Generally I wonder if O3 is really the best default for Nim with gcc. Most people seems to prefer O2 -- O3 drastically increases code size, which may have bad impact to cache usage. I think I will use O2 and march=native as my personal default.
Most people seems to prefer O2 -- O3 drastically increases code size, which may have bad impact to cache usage.
Most benchmarks I've seen show O3 outperforming O2, so IMO it's the best option for release to default too.. binary size is often much smaller than the data-sets it processes. I mean, if binary size is a performance factor for your app, you should try Os instead (which is basically O2 sans some optimizations which cause bin size increase). Release builds should always default too what is most efficient most of the time (without breaking standards like Ofast does), and I don't think (what sounds like) a bug in GCC 5.3 is a good reason to change to a slower (on average) default.
Of course, it would be a good idea to have some kind of debug vs release test suite to catch these kinds of bugs (if that doesn't already exist).
Interesting.
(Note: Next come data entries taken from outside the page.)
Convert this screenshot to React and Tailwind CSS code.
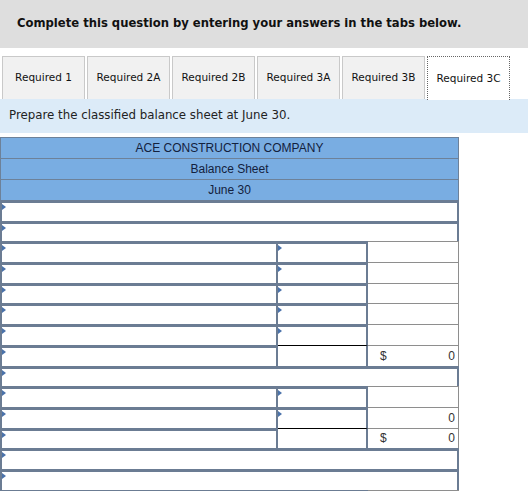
const tabs = ['Required 1', 'Required 2A', 'Required 2B', 'Required 3A', 'Required 3B', 'Required 3C']

// c = column layout of each body row
// full: one wide input, split: label input + amount input + empty col, total: label + total col with $ 0
const rows = [
  { t: 'full' },
  { t: 'full' },
  { t: 'split' },
  { t: 'split' },
  { t: 'split' },
  { t: 'split' },
  { t: 'split' },
  { t: 'total', dollar: true, value: '0' },
  { t: 'full' },
  { t: 'split' },
  { t: 'split', value: '0' },
  { t: 'total', dollar: true, value: '0' },
  { t: 'full' },
  { t: 'full' },
  { t: 'split' },
]

function Arrow() {
  return (
    <span className="absolute left-0 top-[1px] h-0 w-0 border-y-[3px] border-l-[4px] border-y-transparent border-l-[#4a72aa]" />
  )
}

function Row({ row }) {
  if (row.t === 'full') {
    return (
      <div className="flex h-[20.7px]">
        <div className="relative flex-1 border-t-[3px] border-r-2 border-[#6b7c93] bg-white">
          <Arrow />
        </div>
      </div>
    )
  }
  const total = row.t === 'total'
  return (
    <div className="flex h-[20.7px]">
      <div className="relative w-[276px] border-t-[3px] border-r-2 border-[#6b7c93] bg-white">
        <Arrow />
      </div>
      <div
        className={
          total
            ? 'w-[90px] border-t border-r-2 border-t-black border-r-[#6b7c93] bg-white'
            : 'relative w-[90px] border-t-[3px] border-r-2 border-[#6b7c93] bg-white'
        }
      >
        {!total && <Arrow />}
      </div>
      <div className="flex flex-1 items-center justify-between border-t border-r border-[#8e8e8e] bg-white px-[3px] pl-[12px] text-[12px] text-[#333]">
        <span>{row.dollar ? '$' : ''}</span>
        <span>{row.value || ''}</span>
      </div>
    </div>
  )
}

export default function App() {
  return (
    <div className="h-[491px] w-[528px] overflow-hidden bg-white font-['DejaVu_Sans',sans-serif]">
      <div className="flex h-[48px] items-center bg-[#dedede] pl-[17px] text-[11.6px] font-bold text-[#111]">
        Complete this question by entering your answers in the tabs below.
      </div>

      <div className="mt-[8px] flex h-[43px] gap-[2px] pl-[2px]">
        {tabs.map((tab, i) =>
          i === tabs.length - 1 ? (
            <div
              key={tab}
              className="relative z-10 flex h-[44px] w-[83px] items-center justify-center border border-b-0 border-dotted border-[#666] bg-white text-[10.5px] text-[#111]"
            >
              {tab}
            </div>
          ) : (
            <div
              key={tab}
              className="flex w-[83px] items-center justify-center border border-b-0 border-[#c9c9c9] bg-[#f1f1f1] text-[10.5px] text-[#111]"
            >
              {tab}
            </div>
          )
        )}
      </div>

      <div className="flex h-[34px] items-center bg-[#dcebf8] pl-[9px] text-[11.8px] text-[#222]">
        Prepare the classified balance sheet at June 30.
      </div>

      <div className="mt-[4px] w-[459px] font-['Liberation_Sans',Arial,sans-serif]">
        <div className="border-x border-t border-[#6d8199] bg-[#79ade2] text-center text-[12px] text-[#13213d]">
          <div className="flex h-[21px] items-center justify-center border-b border-[#6d8199]">ACE CONSTRUCTION COMPANY</div>
          <div className="flex h-[21px] items-center justify-center border-b border-[#6d8199]">Balance Sheet</div>
          <div className="flex h-[20px] items-center justify-center">June 30</div>
        </div>
        <div className="border-l-2 border-[#6b7c93]">
          {rows.map((row, i) => (
            <Row key={i} row={row} />
          ))}
        </div>
      </div>
    </div>
  )
}
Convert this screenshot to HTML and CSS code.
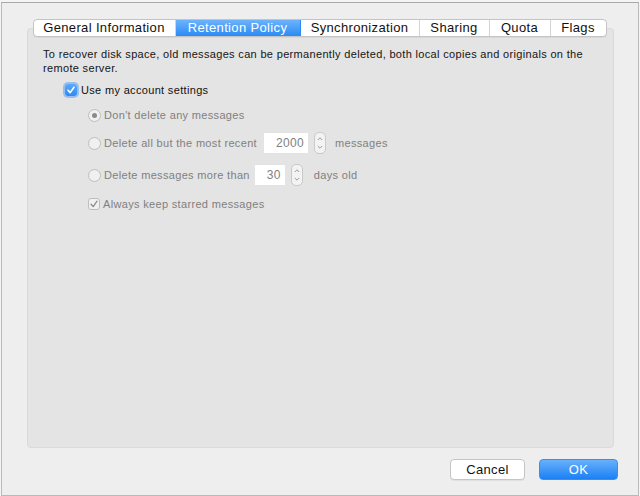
FILE: index.html
```html
<!DOCTYPE html>
<html>
<head>
<meta charset="utf-8">
<link rel="stylesheet" href="styles.css">
</head>
<body>
<div class="dialog">
  <div class="tabs">
    <div class="tab t1">General Information</div>
    <div class="tab t2 sel">Retention Policy</div>
    <div class="tab t3">Synchronization</div>
    <div class="tab t4">Sharing</div>
    <div class="tab t5">Quota</div>
    <div class="tab t6 last">Flags</div>
  </div>
  <div class="panel">
    <p class="desc">To recover disk space, old messages can be permanently deleted, both local copies and originals on the remote server.</p>
    <div class="row main-check">
      <span class="check on">
        <svg width="10" height="10" viewBox="0 0 10 10"><path d="M2 5.2 L4.2 7.6 L8 2.2" fill="none" stroke="#fff" stroke-width="1.6" stroke-linecap="round" stroke-linejoin="round"/></svg>
      </span>
      <span class="label">Use my account settings</span>
    </div>
    <div class="options">
      <div class="row r1">
        <span class="radio selected"><span class="dot"></span></span>
        <span class="label dis">Don't delete any messages</span>
      </div>
      <div class="row r2">
        <span class="radio"></span>
        <span class="label dis">Delete all but the most recent</span>
        <span class="field">2000</span>
        <span class="stepper">
          <svg width="12" height="22" viewBox="0 0 12 22"><path d="M3.8 8 L6 5.8 L8.2 8" fill="none" stroke="#9a9a9a" stroke-width="1"/><path d="M3.8 14 L6 16.2 L8.2 14" fill="none" stroke="#9a9a9a" stroke-width="1"/></svg>
        </span>
        <span class="label dis after">messages</span>
      </div>
      <div class="row r3">
        <span class="radio"></span>
        <span class="label dis">Delete messages more than</span>
        <span class="field">30</span>
        <span class="stepper">
          <svg width="12" height="22" viewBox="0 0 12 22"><path d="M3.8 8 L6 5.8 L8.2 8" fill="none" stroke="#9a9a9a" stroke-width="1"/><path d="M3.8 14 L6 16.2 L8.2 14" fill="none" stroke="#9a9a9a" stroke-width="1"/></svg>
        </span>
        <span class="label dis after">days old</span>
      </div>
      <div class="row r4">
        <span class="check dis-check">
          <svg width="10" height="10" viewBox="0 0 10 10"><path d="M2 5.2 L4.2 7.6 L8 2.2" fill="none" stroke="#8c8c8c" stroke-width="1.3" stroke-linecap="round" stroke-linejoin="round"/></svg>
        </span>
        <span class="label dis">Always keep starred messages</span>
      </div>
    </div>
  </div>
  <div class="buttons">
    <button class="btn cancel">Cancel</button>
    <button class="btn ok">OK</button>
  </div>
</div>
</body>
</html>
```

FILE: styles.css
```css
html, body {
  margin: 0;
  padding: 0;
}
body {
  width: 640px;
  height: 496px;
  background: #f4f4f4;
  font-family: "Liberation Sans", Arial, sans-serif;
  color: #111;
  overflow: hidden;
}
.dialog {
  box-sizing: border-box;
  margin: 2px 1px 0 1px;
  height: 494px;
  border: 1px solid #b9b9b9;
  border-top-color: #a9a9a9;
  background: #eeeeee;
  padding: 16px 24px 0 25px;
  display: flex;
  flex-direction: column;
}
.tabs {
  align-self: center;
  display: flex;
  height: 18px;
  box-sizing: border-box;
  border: 1px solid #c4c4c4;
  border-radius: 4px;
  background: #fff;
  position: relative;
  z-index: 2;
  overflow: hidden;
  box-shadow: 0 1px 0 rgba(0,0,0,0.05);
  margin-left: -2px;
}
.tab {
  font-size: 13px;
  letter-spacing: 0.35px;
  line-height: 16px;
  text-align: center;
  box-sizing: border-box;
  border-right: 1px solid #d4d4d4;
  color: #111;
  white-space: nowrap;
}
.t1 { width: 142px; }
.t2 { width: 125px; }
.t3 { width: 119px; }
.t4 { width: 70px; }
.t5 { width: 61px; }
.t6 { width: 55px; }
.tab.last { border-right: none; }
.tab.sel {
  background: linear-gradient(#6db3fb, #2a8bf6);
  color: #fff;
  border-right-color: #2a8bf6;
}
.panel {
  margin-top: -9px;
  height: 420px;
  box-sizing: border-box;
  border: 1px solid #dadada;
  border-radius: 4px;
  background: #e4e4e4;
  padding: 18px 16px 0 15px;
}
.desc {
  margin: 0;
  font-size: 11px;
  letter-spacing: 0.33px;
  line-height: 14px;
  color: #151515;
}
.row {
  display: flex;
  align-items: center;
  font-size: 11px;
  letter-spacing: 0.33px;
}
.main-check {
  height: 20px;
  margin-top: 5px;
  padding-left: 22px;
}
.check {
  width: 12px;
  height: 12px;
  box-sizing: border-box;
  border-radius: 3px;
  display: flex;
  align-items: center;
  justify-content: center;
  flex: none;
}
.check.on {
  background: linear-gradient(#5aa9fa, #2b8af5);
  box-shadow: 0 0 0 2px rgba(90,160,240,0.55);
}
.check.dis-check {
  background: #f1f1f1;
  border: 1px solid #bdbdbd;
}
.label {
  margin-left: 4px;
  color: #111;
  white-space: nowrap;
}
.r1 .label, .r2 > .label:nth-child(2), .r3 > .label:nth-child(2), .r4 .label { margin-left: 3px; }
.label.dis {
  color: #808080;
}
.options {
  padding-left: 45px;
}
.radio {
  width: 13px;
  height: 13px;
  box-sizing: border-box;
  border-radius: 50%;
  border: 1px solid #bdbdbd;
  background: #f0f0f0;
  display: flex;
  align-items: center;
  justify-content: center;
  flex: none;
}
.radio .dot {
  width: 5px;
  height: 5px;
  border-radius: 50%;
  background: #8a8a8a;
}
.r1 { height: 20px; margin-top: 5px; }
.r2 { height: 22px; margin-top: 7px; }
.r3 { height: 22px; margin-top: 10px; }
.r4 { height: 20px; margin-top: 8px; }
.field {
  background: #fff;
  height: 20px;
  line-height: 20px;
  box-sizing: border-box;
  text-align: right;
  padding-right: 4px;
  color: #7f7f7f;
  font-size: 12px;
  flex: none;
}
.r2 .field { margin-left: 7px; width: 44px; }
.r3 .field { margin-left: 5px; width: 30px; }
.stepper {
  margin-left: 6px;
  width: 12px;
  height: 22px;
  box-sizing: border-box;
  border: 1px solid #c9c9c9;
  border-radius: 5px;
  background: #f3f3f3;
  display: flex;
  align-items: center;
  justify-content: center;
  overflow: hidden;
  flex: none;
}
.stepper svg { flex: none; }
.label.after { margin-left: 9px; }
.r3 .label.after { margin-left: 11px; }
.buttons {
  display: flex;
  justify-content: flex-end;
  gap: 14px;
  margin-top: 11px;
  margin-right: -4px;
}
.btn {
  font-family: "Liberation Sans", Arial, sans-serif;
  font-size: 13px;
  letter-spacing: 0.3px;
  height: 21px;
  box-sizing: border-box;
  border-radius: 4px;
  padding: 0;
  line-height: 19px;
}
.cancel {
  width: 75px;
  background: #fff;
  border: 1px solid #c5c5c5;
  color: #111;
  box-shadow: 0 1px 0 rgba(0,0,0,0.06);
}
.ok {
  width: 79px;
  background: linear-gradient(#68b0fb, #1b80f5);
  border: 1px solid #3b8ef0;
  color: #fff;
}
```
It was my wrong impression that Nim compiler would apply C static keyword to not exported procs. So that is not the case -- now i can understand better why inline pragma has an effect even when gcc O3 is used (O3 should use inline as the manual told us). And I think I can understand better now why LTO drastically decreases executable size for Nim executables, while for ordinaty C software LTO has often no big effect, sometimes it even increases executable size.
I just did one more test -- gcc 5.3 manual told us which additional flags O3 enables, so I used O2 and these additional flags:
gcc.options.speed = "-O2 -finline-functions -funswitch-loops -fpredictive-commoning -fgcse-after-reload -ftree-loop-vectorize -ftree-loop-distribute-patterns -ftree-slp-vectorize -fvect-cost-model -ftree-partial-pre -fipa-cp-clone -march=native -fno-strict-aliasing"
But that works fine, while O3 does not. I will do no more tests, the problem may be very special for my hardware, and gcc 5.3 is very fresh still, I think they will fix it.